Essa capacidade de sacrifício tem de ser combinada com algumas características de personalidade...
- Sem dúvida. A jovem tem habitualmente uma auto-estima fraca, e dúvidas a cerca do seu valor o que até é normal acontecer pelos 13 anos. Trata-se de um momento em que nos começamos a comparar com os outros, a tentar perceber se temos valor, se estaremos à altura dos desafios que a vida nos vai colocar. Nestas idades, encontramos muitas jovens que duvidam do seu próprio valor, que não sentem confiança e que têm relações difíceis com aqueles que as rodeiam.
É também nessas idades que começam a fazer dietas...
- É verdade. Numa primeira fase até são elogiadas, dizem-lhes que estão mais bonitas. No entanto, a seguir, estas jovens começam a sentir que precisam de força de vontade para continuar a emagrecer. Logo, tendem a constatar a sua perda de peso como uma vitória. Esta sensação de conquista, de poder, vai-se tornando fundamental na definição do valor de uma jovem, que duvida do seu próprio valor em outras áreas da sua vida. Em consequência, vai começar a agarrar-se a essas vitórias diárias, ao facto de ser diferente, de conseguir o que os outros não conseguem.
A jovem passa a avaliar-se pela sua capacidade de perder peso?

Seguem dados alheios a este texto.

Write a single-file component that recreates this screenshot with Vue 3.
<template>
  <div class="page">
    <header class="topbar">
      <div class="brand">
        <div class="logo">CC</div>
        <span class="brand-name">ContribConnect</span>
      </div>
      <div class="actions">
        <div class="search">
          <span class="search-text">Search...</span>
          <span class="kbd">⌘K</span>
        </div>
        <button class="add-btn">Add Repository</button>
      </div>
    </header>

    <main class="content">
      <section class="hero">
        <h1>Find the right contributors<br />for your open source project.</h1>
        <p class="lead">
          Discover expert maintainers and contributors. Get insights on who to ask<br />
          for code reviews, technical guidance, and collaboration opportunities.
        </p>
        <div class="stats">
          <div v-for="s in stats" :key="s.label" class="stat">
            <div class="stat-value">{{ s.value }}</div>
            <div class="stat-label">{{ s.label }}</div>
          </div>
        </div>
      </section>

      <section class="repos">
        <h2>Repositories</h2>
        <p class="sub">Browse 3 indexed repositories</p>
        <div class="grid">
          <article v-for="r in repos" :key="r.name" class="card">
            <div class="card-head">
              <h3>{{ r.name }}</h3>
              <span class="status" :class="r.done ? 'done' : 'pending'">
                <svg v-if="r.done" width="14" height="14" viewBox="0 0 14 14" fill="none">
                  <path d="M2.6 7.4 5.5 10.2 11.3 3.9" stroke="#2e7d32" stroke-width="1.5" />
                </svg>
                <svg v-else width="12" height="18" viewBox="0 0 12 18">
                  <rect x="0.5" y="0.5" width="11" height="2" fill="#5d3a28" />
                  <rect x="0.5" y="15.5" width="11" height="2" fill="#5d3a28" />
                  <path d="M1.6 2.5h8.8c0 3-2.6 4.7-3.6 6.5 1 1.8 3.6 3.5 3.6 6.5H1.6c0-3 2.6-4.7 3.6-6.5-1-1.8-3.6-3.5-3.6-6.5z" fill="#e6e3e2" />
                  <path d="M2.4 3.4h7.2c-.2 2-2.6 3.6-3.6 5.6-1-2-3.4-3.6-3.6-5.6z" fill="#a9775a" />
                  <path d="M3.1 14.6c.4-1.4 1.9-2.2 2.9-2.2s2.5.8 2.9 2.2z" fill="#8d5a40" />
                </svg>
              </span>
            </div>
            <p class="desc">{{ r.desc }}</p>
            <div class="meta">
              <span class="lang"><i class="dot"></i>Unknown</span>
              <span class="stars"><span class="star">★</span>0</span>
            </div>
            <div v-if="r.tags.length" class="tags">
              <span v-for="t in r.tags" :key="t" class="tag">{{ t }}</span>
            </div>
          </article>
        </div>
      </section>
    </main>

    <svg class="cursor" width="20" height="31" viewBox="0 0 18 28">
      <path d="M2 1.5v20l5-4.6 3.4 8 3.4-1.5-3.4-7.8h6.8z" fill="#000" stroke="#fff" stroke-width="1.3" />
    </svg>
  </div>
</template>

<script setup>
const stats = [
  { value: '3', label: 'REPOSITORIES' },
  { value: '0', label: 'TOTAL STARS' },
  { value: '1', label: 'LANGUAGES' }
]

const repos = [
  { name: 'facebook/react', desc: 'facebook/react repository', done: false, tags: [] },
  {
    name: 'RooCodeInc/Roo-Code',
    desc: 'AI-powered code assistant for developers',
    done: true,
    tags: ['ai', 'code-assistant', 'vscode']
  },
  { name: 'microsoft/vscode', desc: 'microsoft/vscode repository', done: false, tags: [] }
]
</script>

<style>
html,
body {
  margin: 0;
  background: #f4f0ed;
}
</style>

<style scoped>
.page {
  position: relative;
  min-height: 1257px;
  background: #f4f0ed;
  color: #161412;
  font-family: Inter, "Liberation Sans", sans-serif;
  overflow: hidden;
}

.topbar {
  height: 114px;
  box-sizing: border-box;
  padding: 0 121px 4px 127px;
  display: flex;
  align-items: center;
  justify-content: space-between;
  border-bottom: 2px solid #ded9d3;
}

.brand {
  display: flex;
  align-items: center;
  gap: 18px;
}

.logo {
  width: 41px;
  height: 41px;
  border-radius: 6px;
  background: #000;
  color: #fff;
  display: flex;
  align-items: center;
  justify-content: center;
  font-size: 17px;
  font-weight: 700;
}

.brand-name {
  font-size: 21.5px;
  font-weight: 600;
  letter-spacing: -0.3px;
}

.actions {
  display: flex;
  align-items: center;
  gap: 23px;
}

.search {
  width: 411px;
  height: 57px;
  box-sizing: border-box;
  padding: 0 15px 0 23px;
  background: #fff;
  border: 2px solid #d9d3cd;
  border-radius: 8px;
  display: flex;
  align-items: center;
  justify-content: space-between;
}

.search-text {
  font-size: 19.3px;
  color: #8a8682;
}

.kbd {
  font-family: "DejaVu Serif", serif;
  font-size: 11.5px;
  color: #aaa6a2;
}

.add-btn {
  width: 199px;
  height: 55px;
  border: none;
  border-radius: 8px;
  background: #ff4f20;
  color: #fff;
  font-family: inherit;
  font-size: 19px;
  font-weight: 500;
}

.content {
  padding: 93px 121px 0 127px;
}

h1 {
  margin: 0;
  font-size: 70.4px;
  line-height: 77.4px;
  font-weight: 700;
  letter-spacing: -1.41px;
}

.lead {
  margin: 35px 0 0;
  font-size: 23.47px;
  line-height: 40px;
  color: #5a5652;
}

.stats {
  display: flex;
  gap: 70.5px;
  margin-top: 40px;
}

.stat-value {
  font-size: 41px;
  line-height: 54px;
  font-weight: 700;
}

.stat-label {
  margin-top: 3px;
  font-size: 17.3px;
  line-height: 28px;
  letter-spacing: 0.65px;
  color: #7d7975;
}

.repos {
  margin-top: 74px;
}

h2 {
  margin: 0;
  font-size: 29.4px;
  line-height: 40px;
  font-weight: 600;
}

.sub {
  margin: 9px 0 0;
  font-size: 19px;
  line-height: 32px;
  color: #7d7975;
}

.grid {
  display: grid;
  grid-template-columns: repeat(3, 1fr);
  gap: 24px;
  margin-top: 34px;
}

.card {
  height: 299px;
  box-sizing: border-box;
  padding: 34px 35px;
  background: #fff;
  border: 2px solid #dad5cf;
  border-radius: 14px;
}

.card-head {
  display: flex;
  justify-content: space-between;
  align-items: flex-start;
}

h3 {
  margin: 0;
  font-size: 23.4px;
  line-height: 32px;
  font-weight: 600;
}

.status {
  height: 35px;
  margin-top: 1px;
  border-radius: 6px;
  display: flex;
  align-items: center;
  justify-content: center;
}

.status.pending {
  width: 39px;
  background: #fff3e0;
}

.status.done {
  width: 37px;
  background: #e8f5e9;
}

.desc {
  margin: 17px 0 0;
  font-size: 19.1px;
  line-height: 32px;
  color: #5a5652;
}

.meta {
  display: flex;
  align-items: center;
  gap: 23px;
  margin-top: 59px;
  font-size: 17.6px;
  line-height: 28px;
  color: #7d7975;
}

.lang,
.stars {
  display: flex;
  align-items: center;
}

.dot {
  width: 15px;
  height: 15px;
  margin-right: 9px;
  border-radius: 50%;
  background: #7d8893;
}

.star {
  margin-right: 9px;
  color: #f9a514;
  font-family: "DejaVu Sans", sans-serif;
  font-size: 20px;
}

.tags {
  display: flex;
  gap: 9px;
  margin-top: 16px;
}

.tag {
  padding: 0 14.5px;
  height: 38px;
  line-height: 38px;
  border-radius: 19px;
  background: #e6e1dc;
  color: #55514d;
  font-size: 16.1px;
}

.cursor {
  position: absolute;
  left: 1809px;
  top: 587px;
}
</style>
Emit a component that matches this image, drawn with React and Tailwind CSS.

- Sim. A anorexia passa, também, a assumir um papel simplificador e que está relacionado com os traços de obsessividade que se identificam nas jovens anorécticas. Elas pensam da seguinte forma: se eu controlo o meu peso, se faço dieta, se subo para a balança e vejo que perdi peso, ganhei. Ganhei valor! Caso contrário, sentem que não tiveram força para manter a dieta, que não valem nada. Só quando a jovem está a desenvolver este processo é que estamos perante um caso de anorexia. Então, os traços de personalidade são fundamentais.
Não basta querer ser magro para se ter uma anorexia...
- Não desenvolve uma anorexia quem quer. É necessário que a pessoa reuna características de personalidade, como um baixo auto-conceito e alguma obcessividade. Regra geral, as anorécticas são pessoas perfeccionistas, com altos padrões de exigência pessoal e com grande sentido de responsabilidade.
Pelas suas consequências, aparentemente, a anorexia acaba por resolver alguns dos problemas que as jovens têm de enfrentar...
- É verdade. Por exemplo, a diminuição exagerada de peso tem consequências biológicas, sendo um das mais evidentes a perda do período menstrual. Nessas circunstâncias, biologicamente, a jovem passa a ter 10 ou 11 anos e, por falta de hormonas femininas, as questões sexuais deixam de se colocar.